Single by Tony Martin (featuring the Ray Noble Band)
- Published: 1938
- Genre: Jazz, popular standard
- Composer: Ray Noble

= I Hadn't Anyone Till You =

1938 song by Ray Noble

"I Hadn't Anyone Till You" is a popular song written by Ray Noble in 1938. It has been recorded by many artists and is regarded as a standard.

Tony Martin sang it with the Ray Noble band in 1938, reaching number four in the charts over a period of twelve weeks. A Tommy Dorsey version (with a vocal by Jack Leonard) the same year reached number ten.

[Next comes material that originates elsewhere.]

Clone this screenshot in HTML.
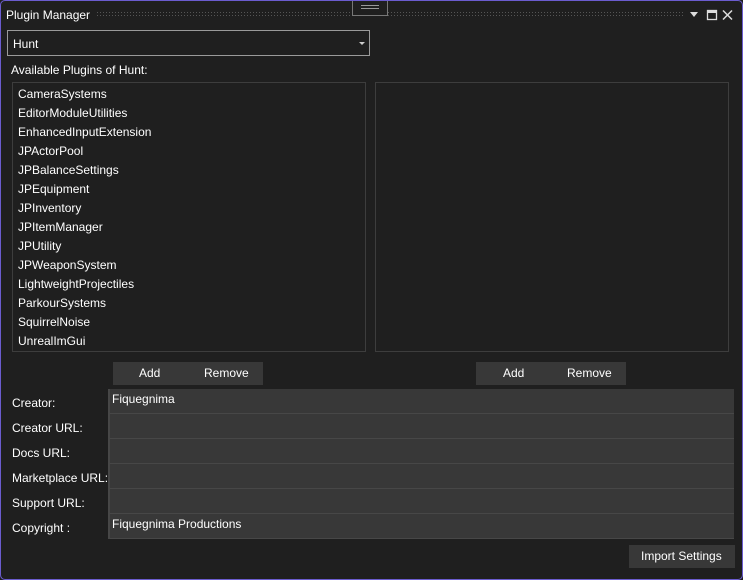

Alec Wilder wrote of the song,

It is a smooth, direct, slightly rhythmic ballad of no great range and unmistakably a song of its time, the late thirties. It makes a move in the second half of the B section (the design is A-B-A-C/A) into the key of A major from the parent key of F major, which adds that dash of color needed in a song of so direct and unpushy a nature. It is a song with both sophistication and a flavor of the past.

== Other recordings ==
- Billie Holiday - for the album Velvet Mood (1956)
- Bobby Darin - included in his album It's You or No One (1963)
- Brenda Lee - for her album All Alone Am I (1963)
- Carla Bley - for her album Appearing Nightly (2008)
- Caterina Valente - for the album Strictly U.S.A. (1963).
- Connee Boswell - recorded June 15, 1938.
- Dinah Shore - for her album Somebody Loves Me (1959).
- Doris Day - included in her album Day by Day (1957).
- Ella Fitzgerald - a single release (1949) and for the album Ella Fitzgerald Sings Songs from the Soundtrack of "Let No Man Write My Epitaph" (1960)
- Frank Sinatra - for his album Sinatra and Strings (1962)
- Jeri Southern - for the album The Southern Style (1955).
- Joni James - The Mood Is Romance (1961).
- Judy Garland - for her album Judy in Love (1958)
- Julie London - For the Night People (1966)
- Lena Horne - Lena on the Blue Side (1962)
- Margaret Whiting - for her album Margaret Whiting Sings for the Starry-Eyed (1956).
- Mel Torme - a single release in 1950.
- Patti Page - So Many Memories (1954).
- Sarah Vaughan - Snowbound (1962)
- Steve Lawrence - Swing Softly with Me (1959).
- Vic Damone - a single release in 1950.

==Popular culture==
- Hadda Brooks - performs the song in the motion picture, In a Lonely Place (1950).